How did you get interested in this period in history?
It’s not so much the period of history that I was interested in, as the act of walking the plank. I often begin stories by plumbing my brain for things I’ve thought about a lot but never really thought about. As a child I often pretended to be a pirate, either at the front or back end of a sword, growling and spitting and planning some mad escape. But what was it really like, stripped of home and friends and family, to stand on a wobbling board above the open sea, knowing you had to step off?
The details are so perfect and chilling—and immediate. What is your process for choosing the best detail?
Process is a good word, because details are usually the part of a story that take me the most time. In this case, and usually in my work, they were the result of expansion and contraction. That is, I had the general idea of wanting to write about walking the plank, then by tripping down various internet rabbit holes I stumbled on a much larger story about Cortes’ expedition and how two of his ships were in turn captured by pirates just before returning to Spain. I wrote it all, including scenes in the New World, then shrank it back down while trying to maintain the strange vivid darkness I’d found in that history.

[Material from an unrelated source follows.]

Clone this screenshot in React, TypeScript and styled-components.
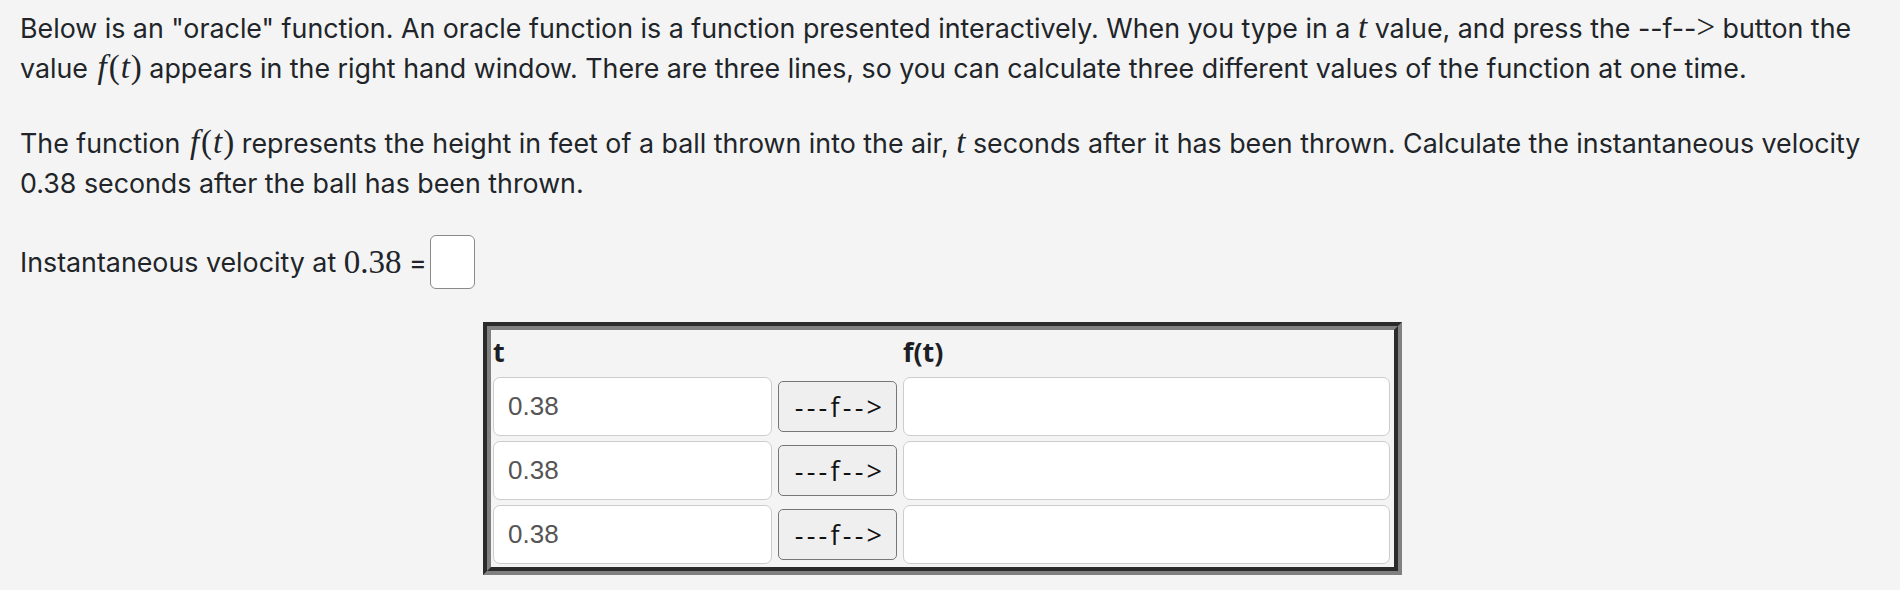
import React from 'react';
import styled, { createGlobalStyle } from 'styled-components';

const GlobalStyle = createGlobalStyle`
  html, body {
    margin: 0;
    padding: 0;
    background: #f4f4f4;
  }
`;

const Page = styled.div`
  box-sizing: border-box;
  width: 1900px;
  min-height: 590px;
  padding: 8px 35px 0 20px;
  font-family: Inter, "Liberation Sans", Arial, sans-serif;
  font-size: 26.8px;
  line-height: 40px;
  color: #212529;
`;

const Para = styled.p<{ $gap?: number }>`
  margin: 0 0 ${(p) => p.$gap ?? 35}px;
  white-space: nowrap;
`;

const MathText = styled.span<{ $italic?: boolean; $pad?: number }>`
  font-family: "Liberation Serif", "Times New Roman", serif;
  font-size: 33px;
  line-height: 1;
  font-style: ${(p) => (p.$italic ? 'italic' : 'normal')};
  padding: 0 ${(p) => p.$pad ?? 0}px;
`;

const AnswerRow = styled.div`
  display: flex;
  align-items: center;
  white-space: pre;
`;

const AnswerBox = styled.input`
  box-sizing: border-box;
  width: 45px;
  height: 54px;
  margin: 0 0 0 3px;
  border: 1.5px solid #8a8a8a;
  border-radius: 6px;
  background: #fff;
`;

const TableArea = styled.div`
  display: flex;
  justify-content: center;
  margin-top: 33px;
`;

const Frame = styled.div`
  border-style: solid;
  border-width: 4px;
  border-color: #2b2b2b #808080 #808080 #2b2b2b;
`;

const Board = styled.div`
  display: grid;
  grid-template-columns: 279px 119px 487px;
  grid-template-rows: 42px repeat(3, 59px);
  column-gap: 6px;
  row-gap: 5px;
  padding: 0 4px 3px 2px;
  border-style: solid;
  border-width: 4px;
  border-color: #808080 #2b2b2b #2b2b2b #808080;
`;

const HeadCell = styled.div`
  align-self: end;
  padding-bottom: 4px;
  font-family: "Open Sans", "Noto Sans", sans-serif;
  font-weight: 700;
  font-size: 27px;
  line-height: 32px;
  color: #1d1f24;
`;

const Field = styled.input<{ $tone?: string }>`
  box-sizing: border-box;
  width: 100%;
  height: 59px;
  margin: 0;
  padding: 0 14px;
  border: 1.5px solid #cdcdcd;
  border-radius: 7px;
  background: #fff;
  font-family: "Liberation Sans", Arial, sans-serif;
  font-size: 26px;
  color: ${(p) => p.$tone ?? '#555'};
  outline: none;
`;

const ArrowButton = styled.button`
  align-self: center;
  box-sizing: border-box;
  width: 119px;
  height: 51px;
  margin: 0;
  padding: 0 0 0 5px;
  border: 1.5px solid #777;
  border-radius: 5px;
  background: #efefef;
  font-family: "Open Sans", "Noto Sans", sans-serif;
  font-size: 27px;
  letter-spacing: 3.2px;
  color: #111;
`;

function FofT() {
  return (
    <>
      <MathText $italic $pad={2}>f</MathText>
      <MathText>(</MathText>
      <MathText $italic $pad={1}>t</MathText>
      <MathText>)</MathText>
    </>
  );
}

const rows = ['0.38', '0.38', '0.38'];

export default function App() {
  return (
    <>
      <GlobalStyle />
      <Page>
        <Para>
          Below is an "oracle" function. An oracle function is a function presented interactively. When you type in a{' '}
          <MathText $italic>t</MathText> value, and press the --f--<MathText>&gt;</MathText> button the
          <br />
          value <FofT /> appears in the right hand window. There are three lines, so you can calculate three different
          values of the function at one time.
        </Para>
        <Para $gap={32}>
          The function <FofT /> represents the height in feet of a ball thrown into the air,{' '}
          <MathText $italic>t</MathText> seconds after it has been thrown. Calculate the instantaneous velocity
          <br />
          0.38 seconds after the ball has been thrown.
        </Para>
        <AnswerRow>
          Instantaneous velocity at <MathText>0.38</MathText> =
          <AnswerBox type="text" aria-label="answer" />
        </AnswerRow>
        <TableArea>
          <Frame>
            <Board>
              <HeadCell>t</HeadCell>
              <HeadCell />
              <HeadCell>f(t)</HeadCell>
              {rows.map((v, i) => (
                <React.Fragment key={i}>
                  <Field type="text" defaultValue={v} />
                  <ArrowButton type="button">---f--&gt;</ArrowButton>
                  <Field type="text" $tone="#222" />
                </React.Fragment>
              ))}
            </Board>
          </Frame>
        </TableArea>
      </Page>
    </>
  );
}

I’m fascinated with the idea of writing a much larger piece, then shrinking it down. Does it ever go the other way—that you write the flash first and then expand it?
No, not yet. To be honest, I never sit down with the intention of writing flash. I have a spark or an idea that interests me and then I turn it into as long and detailed of a story as I can—get it all on the page basically, and then in the process of culling it down, making it as sharp as possible while maintaining that spark, if it turns into a piece of flash, wonderful.
Can you say anything about the title? At what point did it feel like the right title?
Oof, the right title. With almost everything I write I vacillate between something very simple, in this case “The Plank,” and something more highflown, and it’s always a game-time decision which one goes on the page, generally followed by a period of intense self doubt/loathing.
What are you reading right now?
Already Dead, by Denis Johnson. I’m currently staying in pot country Northern California so it’s the right time for Johnson’s weird swirling gothic.